It was on this day that the 10 sons of Haman were hung upon the gallows that had been prepared for Mordechai and his fellow Jews. It’s recorded for us in the book of Esther 9:1, 5-6, 10:
“Now in the twelfth month, that is, the month of Adar, on the thirteenth day, the time came for the king’s command and his decree to be executed. On the day that the enemies of the Jews had hoped to overpower them, the opposite occurred, in that the Jews themselves overpowered those who hated them…Thus the Jews defeated all their enemies with the stroke of the sword, with slaughter and destruction, and did what they pleased with those who hated them. And in Shushan the citadel the Jews killed and destroyed five hundred men. Also…the ten sons of Haman the son of Hammedatha, the enemy of the Jews—they killed.”

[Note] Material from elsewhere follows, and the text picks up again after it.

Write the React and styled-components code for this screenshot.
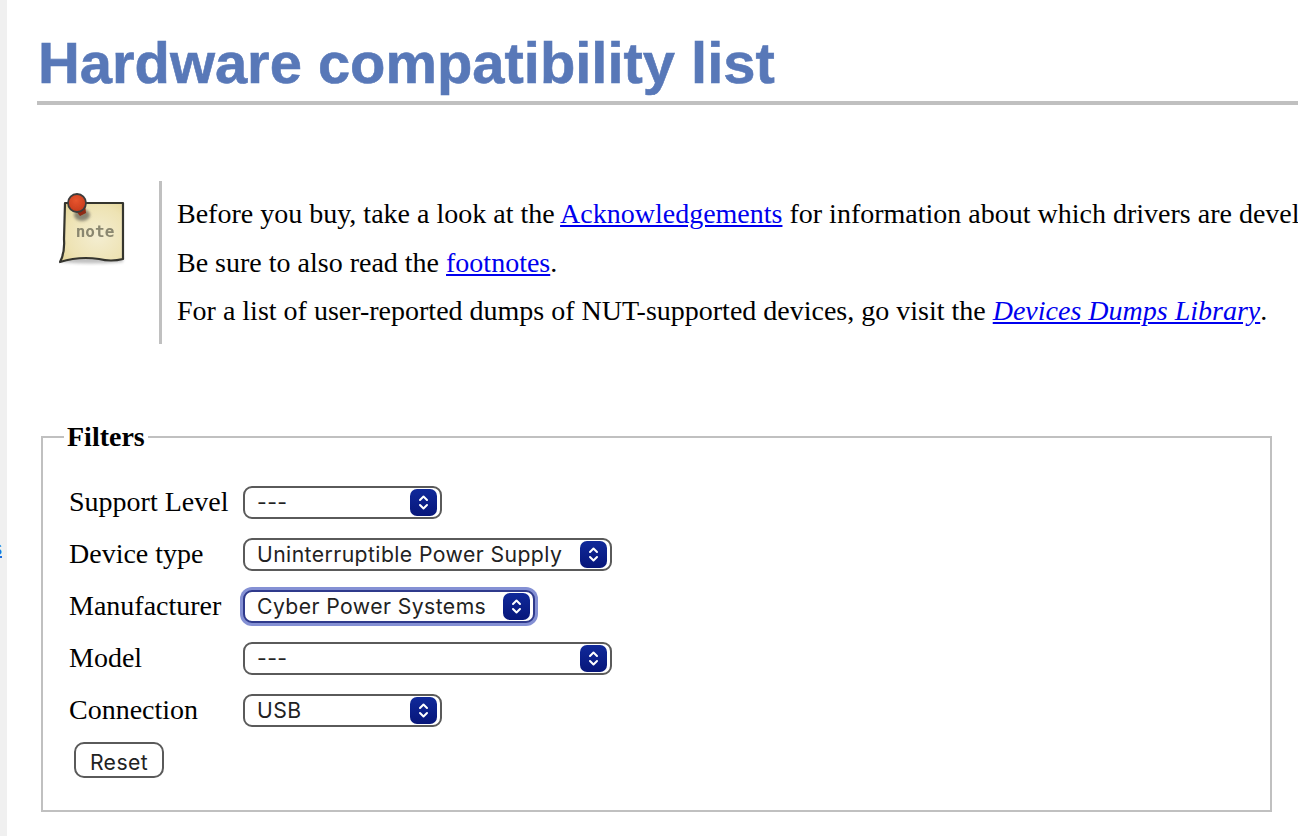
import React from "react";
import styled, { createGlobalStyle } from "styled-components";

const Global = createGlobalStyle`
  html, body {
    margin: 0;
    height: 100%;
    overflow: hidden;
    background: white;
  }
  #root {
    height: 100%;
  }
`;

const Page = styled.div`
  display: flex;
  height: 836px;
  overflow: hidden;
  font-family: "Liberation Serif", "Times New Roman", serif;
  font-size: 28px;
  color: black;
`;

const Sidebar = styled.nav`
  position: relative;
  flex: 0 0 7px;
  background: #f0f0f0;
  overflow: hidden;
`;

const SideLink = styled.a`
  position: absolute;
  top: 537px;
  right: 5px;
  font-family: "Liberation Sans", Arial, sans-serif;
  font-size: 20px;
  color: #1a6fe0;
  white-space: nowrap;
`;

const Main = styled.main`
  flex: 1;
  min-width: 0;
  padding-left: 30px;
`;

const Title = styled.h1`
  margin: 0;
  height: 105px;
  box-sizing: border-box;
  padding: 28px 0 0 1px;
  font-family: "Liberation Sans", Arial, sans-serif;
  font-size: 57.9px;
  line-height: 70px;
  font-weight: bold;
  color: #5878b8;
  -webkit-text-stroke: 0.6px #5878b8;
  border-bottom: 4px solid #c0c0c0;
  white-space: nowrap;
`;

const Note = styled.div`
  display: flex;
  margin-top: 76px;
  height: 163px;
`;

const NoteIcon = styled.div`
  flex: 0 0 122px;
  padding: 10px 0 0 22px;
  box-sizing: border-box;
`;

const NoteBody = styled.div`
  border-left: 3px solid #c0c0c0;
  padding-left: 15px;
  padding-top: 9px;
  white-space: nowrap;
`;

const NoteLine = styled.p`
  margin: 0;
  height: 48.5px;
  line-height: 48px;
`;

const FilterBox = styled.fieldset`
  margin: 78px 26px 0 4px;
  padding: 24px 0 0 26px;
  height: 390px;
  box-sizing: border-box;
  border: 2px solid #c0c0c0;
`;

const Legend = styled.legend`
  margin-left: -5px;
  padding: 0 3px;
  font-weight: bold;
  line-height: 30px;
`;

const Rows = styled.div`
  display: grid;
  grid-template-columns: 174px 1fr;
  grid-auto-rows: 52px;
  align-items: center;
`;

const Label = styled.label`
  line-height: 32px;
`;

const Select = styled.div`
  display: flex;
  align-items: center;
  justify-content: space-between;
  box-sizing: border-box;
  width: ${(p) => p.$width}px;
  height: 33px;
  padding: 0 3px 0 12px;
  font-family: Inter, "Liberation Sans", sans-serif;
  font-size: 21.2px;
  letter-spacing: 0.42px;
  color: #222;
  background: white;
  border: 2px solid #5a5a5a;
  border-radius: 9px;
  ${(p) =>
    p.$focused &&
    `
    border-color: #2f3a8c;
    box-shadow: 0 0 0 3px #8490d4;
  `}
`;

const Stepper = styled.span`
  display: flex;
  align-items: center;
  justify-content: center;
  flex: 0 0 27px;
  height: 27px;
  border-radius: 7px;
  background: linear-gradient(#10299a, #07167a);
`;

const ResetButton = styled.button`
  display: block;
  margin: 6px 0 0 5px;
  width: 90px;
  height: 36px;
  padding: 3px 0 0;
  font-family: Inter, "Liberation Sans", sans-serif;
  font-size: 21.2px;
  letter-spacing: 0.42px;
  color: #222;
  background: white;
  border: 2px solid #5a5a5a;
  border-radius: 10px;
`;

const DocLink = styled.a`
  color: #0000ee;
  text-decoration: underline;
`;

const Chevrons = () => (
  <svg width="13" height="19" viewBox="0 0 13 19" fill="none">
    <path d="M3 7 L6.5 3.5 L10 7" stroke="white" strokeWidth="2" strokeLinecap="round" strokeLinejoin="round" />
    <path d="M3 12 L6.5 15.5 L10 12" stroke="white" strokeWidth="2" strokeLinecap="round" strokeLinejoin="round" />
  </svg>
);

const NoteGlyph = () => (
  <svg width="68" height="78" viewBox="0 0 68 78">
    <defs>
      <radialGradient id="paper" cx="0.6" cy="0.55" r="0.75">
        <stop offset="0" stopColor="#f4eed2" />
        <stop offset="0.65" stopColor="#eee3b4" />
        <stop offset="1" stopColor="#e2d494" />
      </radialGradient>
      <radialGradient id="pin" cx="0.45" cy="0.35" r="0.7">
        <stop offset="0" stopColor="#e8552e" />
        <stop offset="1" stopColor="#c4391a" />
      </radialGradient>
      <filter id="soft" x="-30%" y="-30%" width="160%" height="160%">
        <feGaussianBlur stdDeviation="1.8" />
      </filter>
      <filter id="tiny" x="-10%" y="-10%" width="120%" height="120%">
        <feGaussianBlur stdDeviation="0.55" />
      </filter>
    </defs>
    <path d="M2 71 Q30 74 64 71 L64 66 L5 66 Z" fill="#777" opacity="0.45" filter="url(#soft)" />
    <g filter="url(#tiny)">
      <path
        d="M6 12 L64 12 L64 68 Q52 71 40 68 Q20 65 1 71 Q6 62 5 48 Z"
        fill="url(#paper)"
        stroke="#35352f"
        strokeWidth="2.2"
        strokeLinejoin="round"
      />
      <ellipse cx="23" cy="24" rx="8" ry="6" fill="#444" opacity="0.6" filter="url(#soft)" />
      <path d="M13 15 L21 25 L27 22 L26 13 Z" fill="#8f2a12" />
      <circle cx="18" cy="12" r="9" fill="url(#pin)" stroke="#3c3c3c" strokeWidth="1.8" />
      <text
        x="36"
        y="46"
        textAnchor="middle"
        fontFamily="'DejaVu Sans Mono', monospace"
        fontWeight="bold"
        fontSize="16"
        fill="#8a876f"
      >
        note
      </text>
    </g>
  </svg>
);

const filters = [
  { label: "Support Level", value: "---", width: 199 },
  { label: "Device type", value: "Uninterruptible Power Supply", width: 369 },
  { label: "Manufacturer", value: "Cyber Power Systems", width: 292, focused: true },
  { label: "Model", value: "---", width: 369 },
  { label: "Connection", value: "USB", width: 199 },
];

const App = () => {
  return (
    <Page>
      <Global />
      <Sidebar>
        <SideLink href="#">s</SideLink>
      </Sidebar>
      <Main>
        <Title>Hardware compatibility list</Title>
        <Note>
          <NoteIcon>
            <NoteGlyph />
          </NoteIcon>
          <NoteBody>
            <NoteLine>
              Before you buy, take a look at the <DocLink href="#">Acknowledgements</DocLink> for information about
              which drivers are developed with vendor support.
            </NoteLine>
            <NoteLine>
              Be sure to also read the <DocLink href="#">footnotes</DocLink>.
            </NoteLine>
            <NoteLine>
              For a list of user-reported dumps of NUT-supported devices, go visit the{" "}
              <DocLink href="#">
                <em>Devices Dumps Library</em>
              </DocLink>
              .
            </NoteLine>
          </NoteBody>
        </Note>
        <FilterBox>
          <Legend>Filters</Legend>
          <Rows>
            {filters.map((f) => (
              <React.Fragment key={f.label}>
                <Label>{f.label}</Label>
                <Select $width={f.width} $focused={f.focused}>
                  <span>{f.value}</span>
                  <Stepper>
                    <Chevrons />
                  </Stepper>
                </Select>
              </React.Fragment>
            ))}
          </Rows>
          <ResetButton>Reset</ResetButton>
        </FilterBox>
      </Main>
    </Page>
  );
};

export default App;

There is something interesting among the list of names that merits our attention. In three of these ten names, as it appears in Hebrew, there is one letter in each of these three names that is written smaller than the other letters in the names. These three letters are תשז tav, shiyn and zayin. Over the centuries, there has been a lot of speculation as to what cryptic message the scribes had in mind when they chose to use these smaller letters. An interesting observation developed several decades ago that takes into account their numerical value. The total value of the letters tav, shiyn and zayin, is 707, which now brings us to the next point.

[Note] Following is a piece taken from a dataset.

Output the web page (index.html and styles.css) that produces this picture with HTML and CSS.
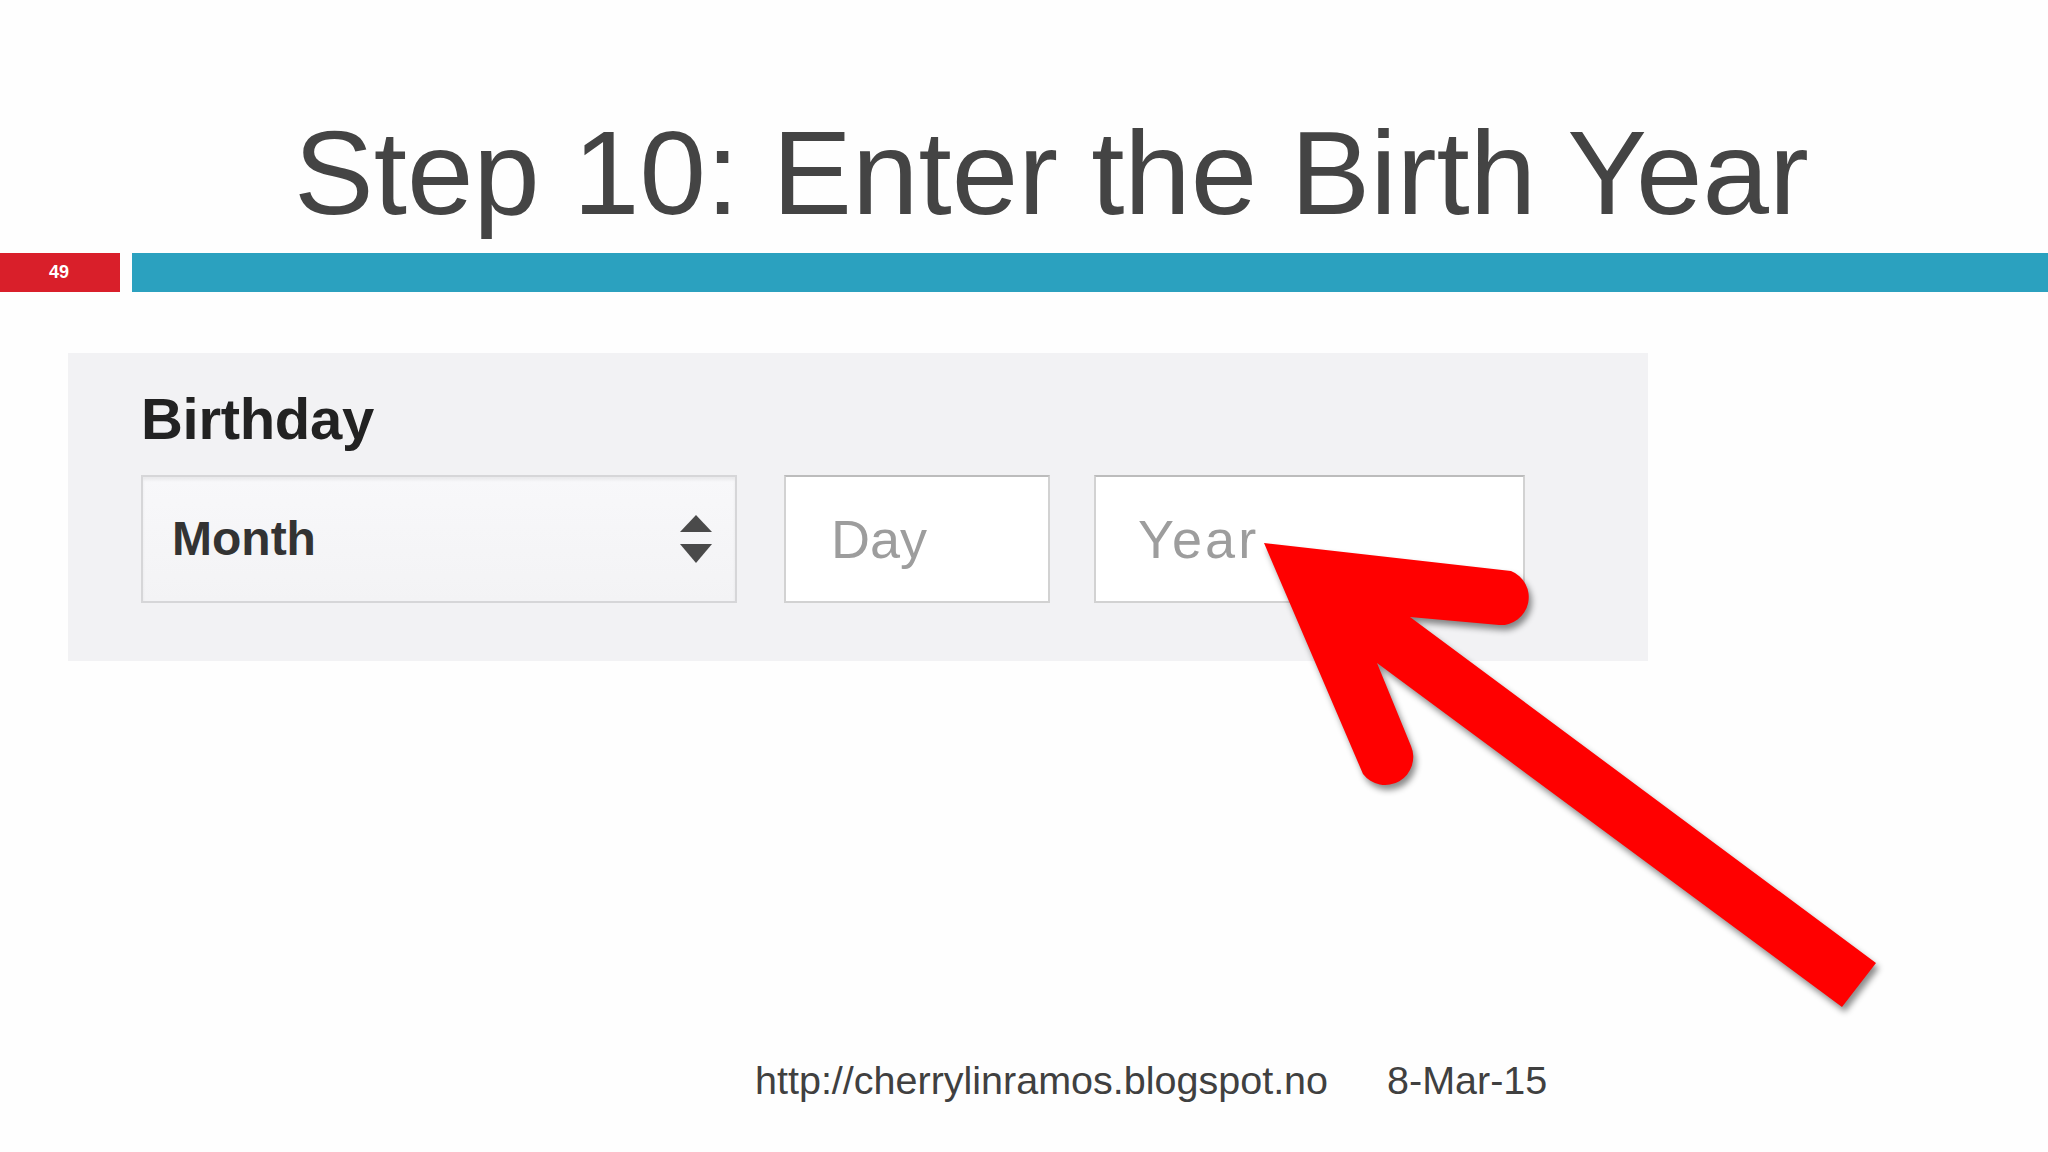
FILE: index.html
```html
<!DOCTYPE html>
<html>
<head>
<meta charset="utf-8">
<link rel="stylesheet" href="styles.css">
</head>
<body>
<div class="slide">
  <h1 class="title">Step 10: Enter the Birth Year</h1>
  <div class="bars">
    <div class="num">49</div>
    <div class="rule"></div>
  </div>
  <div class="panel">
    <div class="label">Birthday</div>
    <div class="fields">
      <div class="select">
        <span class="month">Month</span>
        <svg class="updown" width="34" height="52" viewBox="0 0 34 52">
          <path d="M17 2 L33 19 L1 19 Z" fill="#4a4a4a"/>
          <path d="M1 31 L33 31 L17 50 Z" fill="#4a4a4a"/>
        </svg>
      </div>
      <div class="input day">Day</div>
      <div class="input year">Year</div>
    </div>
  </div>
  <div class="footer">
    <span class="url">http://cherrylinramos.blogspot.no</span>
    <span class="date">8-Mar-15</span>
  </div>
  <svg class="arrow" width="2048" height="1152" viewBox="0 0 2048 1152">
    <path d="M1264 543 L1511 571 A28 28 0 0 1 1499 625 L1410 617 L1876 963 L1842 1007 L1377 663 L1411 746 A28 28 0 0 1 1363 774 Z" fill="#ff0000"/>
  </svg>
</div>
</body>
</html>
```
FILE: styles.css
```css
* { box-sizing: border-box; }
html, body { margin: 0; padding: 0; }
body {
  width: 2048px;
  height: 1152px;
  background: #fefefe;
  font-family: "Liberation Sans", Arial, sans-serif;
  overflow: hidden;
}
.slide {
  position: relative;
  width: 2048px;
  height: 1152px;
  display: flex;
  flex-direction: column;
}
.title {
  margin: 0;
  padding: 113px 0 0 294px;
  height: 232px;
  font-size: 119.5px;
  line-height: 119.5px;
  font-weight: normal;
  color: #444444;
  white-space: nowrap;
}
.bars {
  margin-top: 21px;
  height: 39px;
  display: flex;
  gap: 12px;
}
.num {
  width: 120px;
  background: #d91f2a;
  color: #ffffff;
  font-weight: bold;
  font-size: 18px;
  display: flex;
  align-items: center;
  justify-content: center;
  padding-right: 2px;
}
.rule {
  flex: 1;
  background: #2ba1bf;
}
.panel {
  margin: 61px 0 0 68px;
  width: 1580px;
  height: 308px;
  background: #f2f2f4;
  padding: 37px 0 0 73px;
}
.label {
  font-size: 58px;
  line-height: 58px;
  font-weight: bold;
  color: #222222;
  letter-spacing: -0.3px;
}
.fields {
  margin-top: 27px;
  display: flex;
  height: 128px;
}
.select {
  width: 596px;
  height: 128px;
  border: 2px solid #d6d6d8;
  background: linear-gradient(#f8f8fa, #f3f3f5);
  box-shadow: inset 0 3px 3px rgba(0,0,0,0.06);
  display: flex;
  align-items: center;
  padding: 0 22px 0 29px;
}
.month {
  font-size: 48px;
  line-height: 48px;
  font-weight: bold;
  color: #333333;
}
.updown {
  margin-left: auto;
}
.input {
  height: 128px;
  background: #ffffff;
  border: 2px solid #d2d2d2;
  border-top-color: #bcbcbc;
  display: flex;
  align-items: center;
  font-size: 54px;
  line-height: 54px;
  color: #9d9d9d;
}
.day {
  width: 266px;
  margin-left: 47px;
  padding-left: 45px;
}
.year {
  width: 431px;
  margin-left: 44px;
  padding-left: 42px;
  letter-spacing: 3px;
}
.footer {
  margin-top: 399px;
  padding-left: 755px;
  display: flex;
  gap: 59px;
  font-size: 39.5px;
  line-height: 40px;
  color: #404040;
}
.arrow {
  position: absolute;
  left: 0;
  top: 0;
  filter: drop-shadow(3px 5px 3px rgba(0,0,0,0.45));
}
```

After the close of World War II, dozens of Nazis were placed on trial in Nuremberg, Germany. Of those tried, twelve prominent Nazis were sentenced to death for various war crimes. One of them was Martin Bormann who, unbeknownst to the Allies, had already committed suicide in Berlin. The other most notable man sentenced to die was Hermann Goering. However, on the night before the execution was to occur, Goering took his own life by biting down on a cyanide capsule, meaning that only ten men went to the gallows.
The date for the execution was October 16th, 1946. On the Hebrew calendar that was the 21st of Tishri (also called Hoshana Rabbah, or “The Great Save Us”) in the year 5707. An appropriate way to write this Hebrew year would be תשז tav, shiyn and zayin. In other words, the scribes, by reducing the size of these three letters among the names of the sons of Haman, had hinted of a time when ten other wicked men would be hung upon the gallows.

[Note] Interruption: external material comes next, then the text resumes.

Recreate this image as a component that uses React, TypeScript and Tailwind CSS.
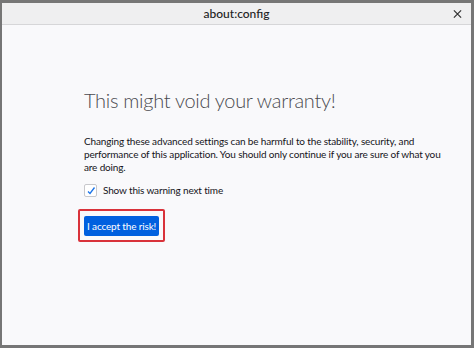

We will never know why the scribes decided to record the letters in this fashion – maybe they had a prophetic motive and maybe not. We can, however, conclude with confidence that the death of Haman’s sons and these prominent Nazis is evidence that, though the wicked may triumph for a season, in the end, God will avenge and save His people. Those who seek to destroy His people will themselves be destroyed and, oftentimes, with the very weapons they have purposed to use against God’s people.
“No weapon formed against you shall prosper and every tongue which rises against you in judgment You shall condemn. This is the heritage of the servants of the Lord and their righteousness is from Me, says the Lord.” (Isaiah 54:17)
There are times in our lives when it seems that the opposite is our reality. It seems, at times, that the wicked do prosper. Yet, we must hold fast to the promise that, even though the adversary may for a season get his way, no weapon he has formed against us will prosper for his purposes. In the end, the weapons he fashions for our demise will only serve the Creator’s purposes. God will use the attack of the enemy to fashion His weapons – His people – to bring about His purposes. He will use the attack to train us to be His warriors who are here to bring the fight to the enemy. In the end, the enemy’s gallows, or whatever other weapon of destruction they have intended for us, will be used to expose their wicked schemes and ultimately, to destroy them. Be strong and of good courage.